Dataset entries:
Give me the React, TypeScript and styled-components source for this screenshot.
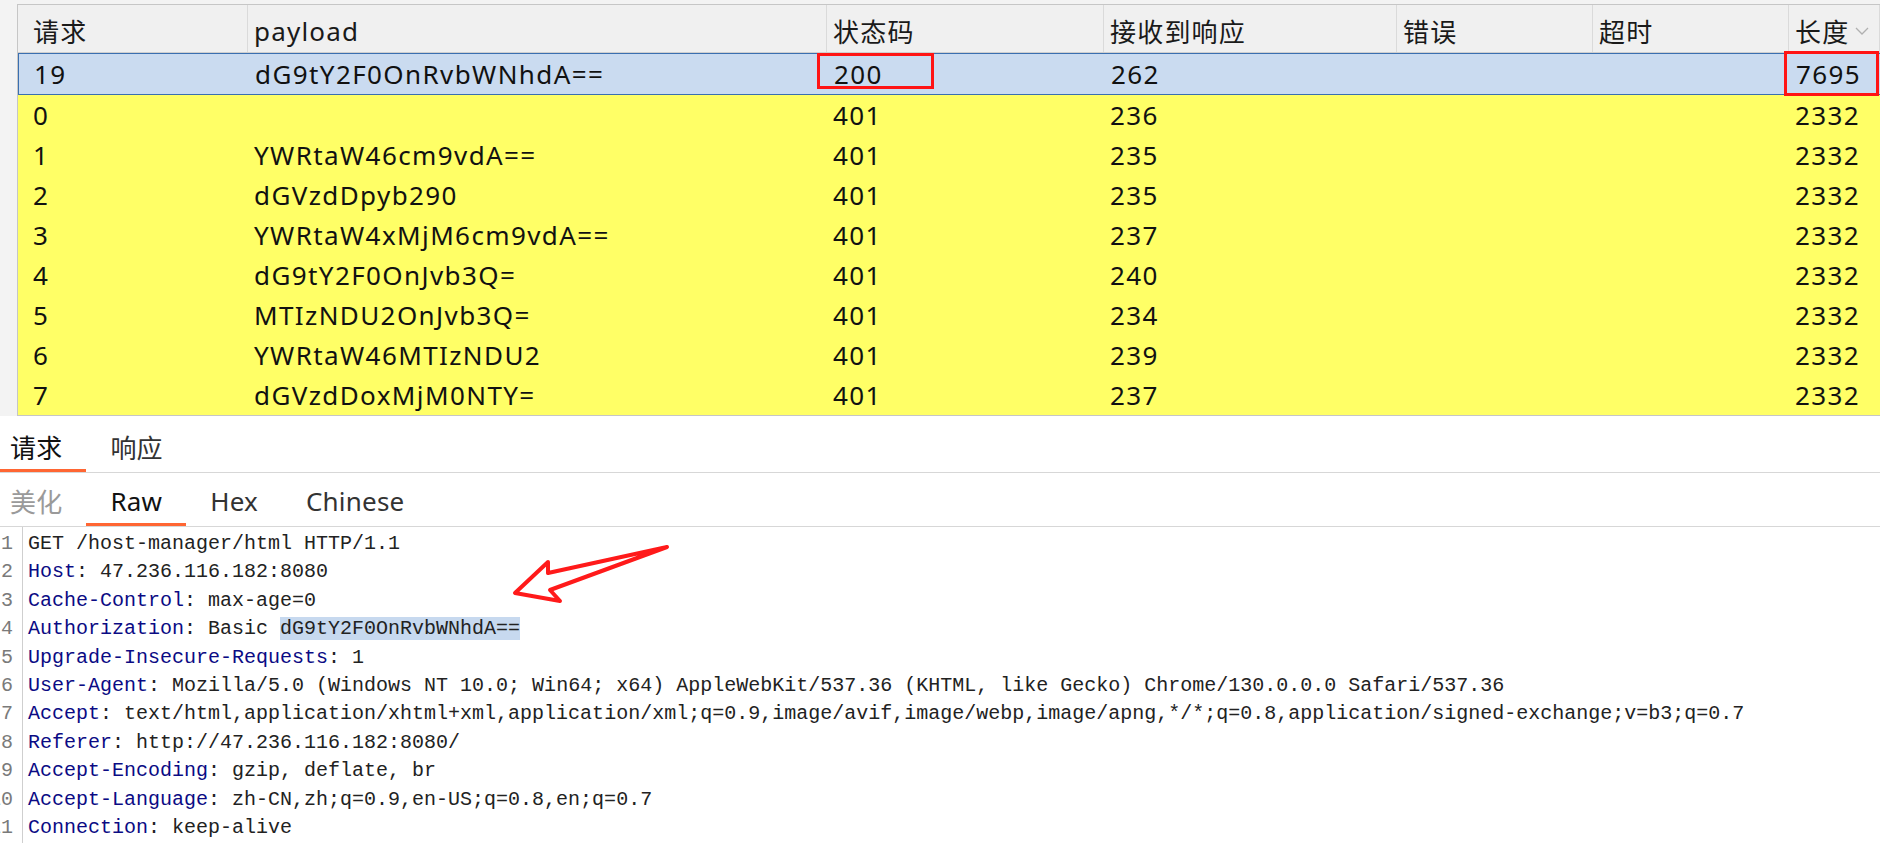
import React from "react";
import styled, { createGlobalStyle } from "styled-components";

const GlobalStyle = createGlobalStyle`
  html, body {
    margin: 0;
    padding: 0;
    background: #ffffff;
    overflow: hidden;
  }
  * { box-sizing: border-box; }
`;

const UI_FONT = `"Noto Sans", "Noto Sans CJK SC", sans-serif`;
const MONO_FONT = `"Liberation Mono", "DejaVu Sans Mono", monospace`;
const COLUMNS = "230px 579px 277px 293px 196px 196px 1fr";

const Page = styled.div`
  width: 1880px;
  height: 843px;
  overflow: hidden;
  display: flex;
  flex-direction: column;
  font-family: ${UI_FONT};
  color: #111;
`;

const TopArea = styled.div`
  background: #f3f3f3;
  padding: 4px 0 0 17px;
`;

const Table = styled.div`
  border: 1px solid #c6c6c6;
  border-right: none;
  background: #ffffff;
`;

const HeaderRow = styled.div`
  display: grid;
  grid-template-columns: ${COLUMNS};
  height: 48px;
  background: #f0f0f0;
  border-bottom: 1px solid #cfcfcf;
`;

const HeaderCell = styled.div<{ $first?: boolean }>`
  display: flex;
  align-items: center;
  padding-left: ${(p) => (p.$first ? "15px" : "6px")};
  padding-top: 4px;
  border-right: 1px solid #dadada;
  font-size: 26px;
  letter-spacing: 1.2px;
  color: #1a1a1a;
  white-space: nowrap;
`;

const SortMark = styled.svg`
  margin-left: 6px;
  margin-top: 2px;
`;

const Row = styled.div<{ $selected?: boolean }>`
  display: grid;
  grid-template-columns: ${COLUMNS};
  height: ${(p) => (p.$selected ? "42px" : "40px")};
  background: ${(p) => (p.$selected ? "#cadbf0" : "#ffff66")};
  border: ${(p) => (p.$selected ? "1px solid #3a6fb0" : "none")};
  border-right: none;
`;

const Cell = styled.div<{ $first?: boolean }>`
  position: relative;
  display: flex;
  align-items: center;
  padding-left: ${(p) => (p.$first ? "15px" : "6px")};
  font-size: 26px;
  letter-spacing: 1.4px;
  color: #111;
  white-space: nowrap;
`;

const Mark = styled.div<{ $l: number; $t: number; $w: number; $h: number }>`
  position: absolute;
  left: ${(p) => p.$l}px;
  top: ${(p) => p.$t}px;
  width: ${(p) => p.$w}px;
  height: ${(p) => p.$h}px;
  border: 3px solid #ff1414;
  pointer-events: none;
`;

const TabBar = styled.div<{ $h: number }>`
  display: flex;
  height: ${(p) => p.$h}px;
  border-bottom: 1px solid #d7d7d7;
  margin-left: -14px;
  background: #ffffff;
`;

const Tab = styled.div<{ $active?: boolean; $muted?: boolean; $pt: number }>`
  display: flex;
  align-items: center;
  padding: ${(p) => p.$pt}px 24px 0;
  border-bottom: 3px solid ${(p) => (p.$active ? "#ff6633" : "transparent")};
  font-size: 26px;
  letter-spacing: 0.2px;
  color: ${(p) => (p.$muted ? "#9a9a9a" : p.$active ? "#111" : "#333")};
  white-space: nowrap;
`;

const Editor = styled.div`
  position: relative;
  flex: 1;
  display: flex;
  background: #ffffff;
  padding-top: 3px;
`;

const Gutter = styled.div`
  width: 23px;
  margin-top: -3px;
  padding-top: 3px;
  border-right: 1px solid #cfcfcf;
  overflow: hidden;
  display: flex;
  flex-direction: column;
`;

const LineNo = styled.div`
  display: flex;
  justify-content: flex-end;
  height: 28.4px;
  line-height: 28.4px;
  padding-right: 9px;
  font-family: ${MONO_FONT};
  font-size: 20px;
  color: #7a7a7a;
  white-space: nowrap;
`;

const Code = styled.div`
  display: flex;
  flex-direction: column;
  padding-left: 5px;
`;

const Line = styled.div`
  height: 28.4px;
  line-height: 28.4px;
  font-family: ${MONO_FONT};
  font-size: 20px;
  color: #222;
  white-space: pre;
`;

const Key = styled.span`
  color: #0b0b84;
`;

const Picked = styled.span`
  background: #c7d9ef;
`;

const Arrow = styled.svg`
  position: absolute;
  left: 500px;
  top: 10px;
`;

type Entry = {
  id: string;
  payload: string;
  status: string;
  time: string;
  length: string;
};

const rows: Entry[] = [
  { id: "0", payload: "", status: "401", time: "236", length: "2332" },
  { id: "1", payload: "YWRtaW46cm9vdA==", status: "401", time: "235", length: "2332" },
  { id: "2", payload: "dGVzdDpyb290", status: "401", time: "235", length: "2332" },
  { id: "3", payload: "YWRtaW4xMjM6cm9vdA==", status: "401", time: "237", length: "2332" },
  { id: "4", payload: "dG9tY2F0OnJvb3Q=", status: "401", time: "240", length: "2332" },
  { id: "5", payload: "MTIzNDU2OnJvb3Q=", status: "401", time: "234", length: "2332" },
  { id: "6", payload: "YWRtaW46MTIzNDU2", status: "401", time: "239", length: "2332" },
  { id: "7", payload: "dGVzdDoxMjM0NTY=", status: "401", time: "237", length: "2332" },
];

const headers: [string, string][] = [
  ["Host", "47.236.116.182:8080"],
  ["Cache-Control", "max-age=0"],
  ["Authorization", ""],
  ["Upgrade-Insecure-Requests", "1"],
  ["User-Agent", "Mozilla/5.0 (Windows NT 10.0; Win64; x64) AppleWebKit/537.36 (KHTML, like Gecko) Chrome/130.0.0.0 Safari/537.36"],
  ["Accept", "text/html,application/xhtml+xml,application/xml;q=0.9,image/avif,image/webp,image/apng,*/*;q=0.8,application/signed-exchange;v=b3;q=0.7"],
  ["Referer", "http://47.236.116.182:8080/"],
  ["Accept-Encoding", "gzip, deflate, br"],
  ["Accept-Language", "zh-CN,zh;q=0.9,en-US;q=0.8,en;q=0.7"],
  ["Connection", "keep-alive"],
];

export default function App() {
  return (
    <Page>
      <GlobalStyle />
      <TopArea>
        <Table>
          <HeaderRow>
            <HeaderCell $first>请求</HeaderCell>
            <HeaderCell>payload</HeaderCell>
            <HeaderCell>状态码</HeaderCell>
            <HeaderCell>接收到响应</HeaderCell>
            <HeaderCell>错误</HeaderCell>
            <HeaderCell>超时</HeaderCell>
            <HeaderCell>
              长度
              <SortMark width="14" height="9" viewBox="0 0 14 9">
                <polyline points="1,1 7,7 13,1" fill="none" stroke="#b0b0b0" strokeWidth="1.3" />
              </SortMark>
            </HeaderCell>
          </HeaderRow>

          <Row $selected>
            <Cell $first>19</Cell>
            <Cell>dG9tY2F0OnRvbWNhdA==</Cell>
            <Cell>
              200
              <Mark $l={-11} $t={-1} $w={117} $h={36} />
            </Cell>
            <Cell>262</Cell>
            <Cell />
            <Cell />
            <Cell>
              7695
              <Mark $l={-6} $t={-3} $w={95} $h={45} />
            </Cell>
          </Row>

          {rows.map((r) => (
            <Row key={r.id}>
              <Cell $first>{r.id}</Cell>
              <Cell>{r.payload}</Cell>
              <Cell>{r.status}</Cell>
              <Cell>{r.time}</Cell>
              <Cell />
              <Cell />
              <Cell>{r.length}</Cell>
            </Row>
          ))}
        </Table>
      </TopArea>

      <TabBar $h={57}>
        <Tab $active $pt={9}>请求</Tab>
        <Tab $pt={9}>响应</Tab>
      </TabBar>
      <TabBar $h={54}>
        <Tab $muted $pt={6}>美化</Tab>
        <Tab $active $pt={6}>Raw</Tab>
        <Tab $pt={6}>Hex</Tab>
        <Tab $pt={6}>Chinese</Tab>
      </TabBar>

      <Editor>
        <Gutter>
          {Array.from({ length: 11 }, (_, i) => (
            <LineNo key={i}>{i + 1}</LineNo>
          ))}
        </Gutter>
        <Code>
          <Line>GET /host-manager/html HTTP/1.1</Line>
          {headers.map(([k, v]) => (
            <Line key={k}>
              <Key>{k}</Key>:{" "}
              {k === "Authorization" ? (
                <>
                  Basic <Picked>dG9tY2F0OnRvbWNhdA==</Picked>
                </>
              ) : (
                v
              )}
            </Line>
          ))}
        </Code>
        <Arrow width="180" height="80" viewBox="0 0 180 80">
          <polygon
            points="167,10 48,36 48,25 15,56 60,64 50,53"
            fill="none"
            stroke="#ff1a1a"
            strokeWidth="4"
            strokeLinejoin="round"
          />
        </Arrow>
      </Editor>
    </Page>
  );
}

--

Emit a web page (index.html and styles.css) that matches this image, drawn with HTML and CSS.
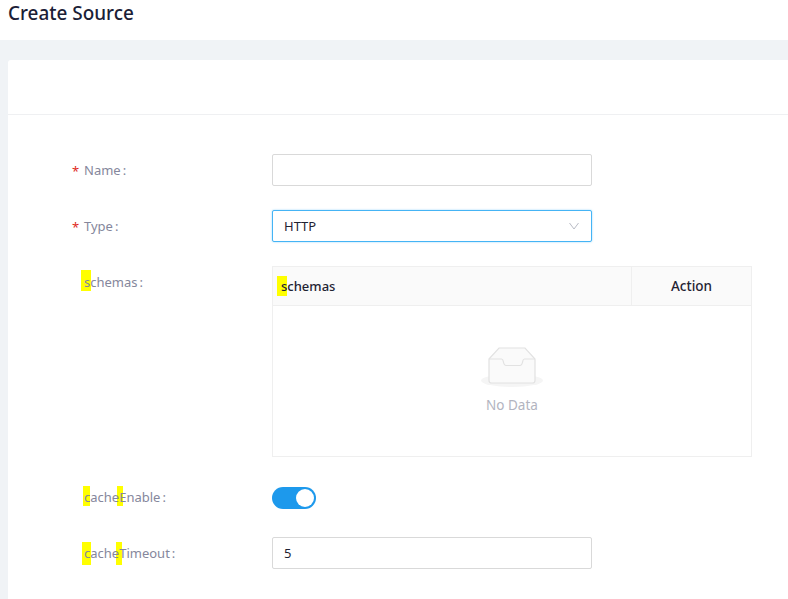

...

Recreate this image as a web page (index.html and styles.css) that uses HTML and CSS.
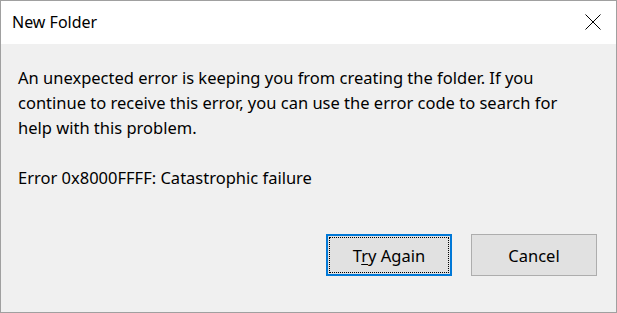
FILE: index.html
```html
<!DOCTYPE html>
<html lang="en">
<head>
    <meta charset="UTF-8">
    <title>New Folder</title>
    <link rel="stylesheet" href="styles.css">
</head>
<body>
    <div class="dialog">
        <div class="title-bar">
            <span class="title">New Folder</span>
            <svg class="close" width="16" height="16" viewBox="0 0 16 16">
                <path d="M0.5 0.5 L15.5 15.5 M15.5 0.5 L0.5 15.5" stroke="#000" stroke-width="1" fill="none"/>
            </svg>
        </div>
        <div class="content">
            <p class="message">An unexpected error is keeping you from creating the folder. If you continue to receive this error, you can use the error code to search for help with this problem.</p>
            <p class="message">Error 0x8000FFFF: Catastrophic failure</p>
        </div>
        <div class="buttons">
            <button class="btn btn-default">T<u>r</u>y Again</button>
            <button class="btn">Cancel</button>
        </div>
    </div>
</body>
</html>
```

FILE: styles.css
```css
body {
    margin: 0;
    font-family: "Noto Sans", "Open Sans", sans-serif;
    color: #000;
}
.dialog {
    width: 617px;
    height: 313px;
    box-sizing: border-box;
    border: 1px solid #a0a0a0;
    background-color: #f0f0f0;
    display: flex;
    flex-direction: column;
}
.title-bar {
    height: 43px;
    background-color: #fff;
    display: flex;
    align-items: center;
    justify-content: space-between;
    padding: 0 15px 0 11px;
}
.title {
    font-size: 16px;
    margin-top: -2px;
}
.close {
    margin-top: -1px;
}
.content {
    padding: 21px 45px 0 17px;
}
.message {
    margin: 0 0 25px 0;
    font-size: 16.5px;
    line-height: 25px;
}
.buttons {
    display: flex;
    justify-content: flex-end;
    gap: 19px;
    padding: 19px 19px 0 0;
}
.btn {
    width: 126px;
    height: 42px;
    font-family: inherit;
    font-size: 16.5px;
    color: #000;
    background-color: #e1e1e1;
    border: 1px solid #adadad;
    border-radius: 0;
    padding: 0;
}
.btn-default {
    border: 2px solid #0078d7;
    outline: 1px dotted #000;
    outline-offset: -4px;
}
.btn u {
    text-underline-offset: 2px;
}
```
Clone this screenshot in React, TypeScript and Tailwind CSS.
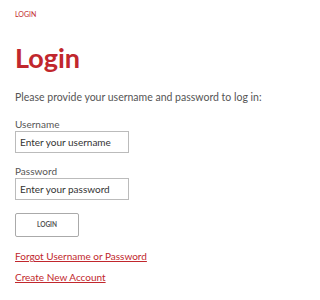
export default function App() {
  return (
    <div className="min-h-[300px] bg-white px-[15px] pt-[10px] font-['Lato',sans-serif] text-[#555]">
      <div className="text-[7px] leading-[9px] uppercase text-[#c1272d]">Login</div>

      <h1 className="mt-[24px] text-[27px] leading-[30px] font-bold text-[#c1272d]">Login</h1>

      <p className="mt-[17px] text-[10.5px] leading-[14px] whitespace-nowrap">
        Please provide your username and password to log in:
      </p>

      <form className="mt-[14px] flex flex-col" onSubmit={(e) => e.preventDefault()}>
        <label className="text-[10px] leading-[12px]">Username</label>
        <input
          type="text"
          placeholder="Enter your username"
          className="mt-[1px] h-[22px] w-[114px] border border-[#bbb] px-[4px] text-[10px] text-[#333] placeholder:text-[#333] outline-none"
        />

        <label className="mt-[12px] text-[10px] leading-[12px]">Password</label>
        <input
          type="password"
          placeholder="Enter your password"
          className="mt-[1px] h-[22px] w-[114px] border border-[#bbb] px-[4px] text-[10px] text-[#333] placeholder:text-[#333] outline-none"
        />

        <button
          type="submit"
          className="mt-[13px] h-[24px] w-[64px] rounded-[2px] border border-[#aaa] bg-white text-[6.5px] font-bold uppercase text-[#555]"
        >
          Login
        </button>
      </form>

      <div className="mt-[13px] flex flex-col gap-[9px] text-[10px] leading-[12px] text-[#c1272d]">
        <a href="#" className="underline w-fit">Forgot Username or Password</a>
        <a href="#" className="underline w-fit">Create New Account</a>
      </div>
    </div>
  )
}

Given task: Out of the material above, gather each line where "React" appears.

In response:
Give me the React, TypeScript and styled-components source for this screenshot.
import React from "react";
Clone this screenshot in React, TypeScript and Tailwind CSS.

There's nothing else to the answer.